• [Stated problem]
Reproduce the records below in full and without edits, omitting images.

** START Dataset records **

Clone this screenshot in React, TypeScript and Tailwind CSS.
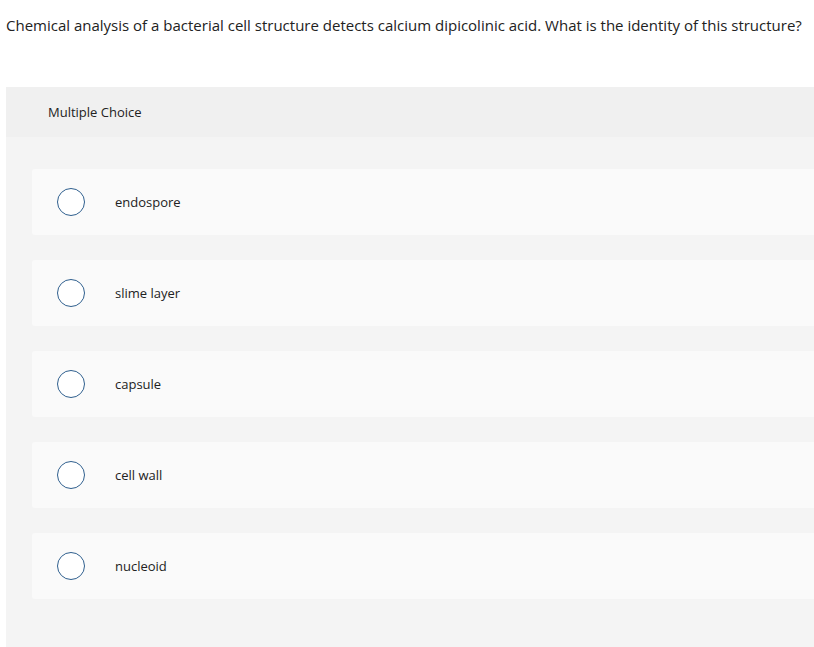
import React from "react";

const options = ["endospore", "slime layer", "capsule", "cell wall", "nucleoid"];

export default function App() {
  return (
    <div
      className="w-[814px] h-[647px] overflow-hidden bg-white"
      style={{ fontFamily: "'Open Sans', Lato, Arial, sans-serif" }}
    >
      <p className="pl-[6px] pt-[15px] text-[15px] leading-[20px] text-[#222]">
        Chemical analysis of a bacterial cell structure detects calcium dipicolinic acid. What is the identity of this structure?
      </p>
      <div className="ml-[6px] mt-[52px] w-[900px]">
        <div className="h-[50px] bg-[#f0f0f0] flex items-center pl-[42px] pt-[2px] text-[13px] text-[#222]">
          Multiple Choice
        </div>
        <div className="bg-[#f4f4f4] pt-[32px] pl-[26px] pb-[60px] flex flex-col gap-[25px]">
          {options.map((o) => (
            <div
              key={o}
              className="h-[66px] bg-[#fafafa] rounded-[3px] flex items-center"
            >
              <div className="ml-[25px] w-[28px] h-[28px] rounded-full border-[1.5px] border-[#2f5f8e] bg-white" />
              <span className="ml-[30px] pt-[2px] text-[13px] text-[#222]">{o}</span>
            </div>
          ))}
        </div>
      </div>
    </div>
  );
}
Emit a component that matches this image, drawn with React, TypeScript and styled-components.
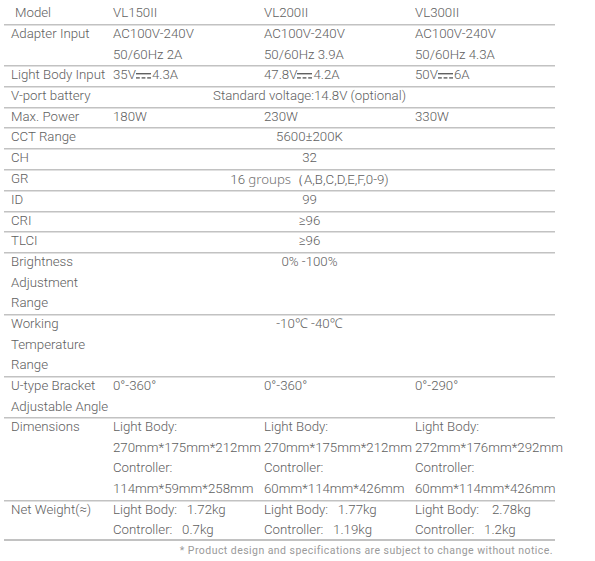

** END Dataset records **

• [Answer to the problem]
Clone this screenshot in React, TypeScript and Tailwind CSS.
import React from "react";

const options = ["endospore", "slime layer", "capsule", "cell wall", "nucleoid"];

export default function App() {
  return (
    <div
      className="w-[814px] h-[647px] overflow-hidden bg-white"
      style={{ fontFamily: "'Open Sans', Lato, Arial, sans-serif" }}
    >
      <p className="pl-[6px] pt-[15px] text-[15px] leading-[20px] text-[#222]">
        Chemical analysis of a bacterial cell structure detects calcium dipicolinic acid. What is the identity of this structure?
      </p>
      <div className="ml-[6px] mt-[52px] w-[900px]">
        <div className="h-[50px] bg-[#f0f0f0] flex items-center pl-[42px] pt-[2px] text-[13px] text-[#222]">
          Multiple Choice
        </div>
        <div className="bg-[#f4f4f4] pt-[32px] pl-[26px] pb-[60px] flex flex-col gap-[25px]">
          {options.map((o) => (
            <div
              key={o}
              className="h-[66px] bg-[#fafafa] rounded-[3px] flex items-center"
            >
              <div className="ml-[25px] w-[28px] h-[28px] rounded-full border-[1.5px] border-[#2f5f8e] bg-white" />
              <span className="ml-[30px] pt-[2px] text-[13px] text-[#222]">{o}</span>
            </div>
          ))}
        </div>
      </div>
    </div>
  );
}
Emit a component that matches this image, drawn with React, TypeScript and styled-components.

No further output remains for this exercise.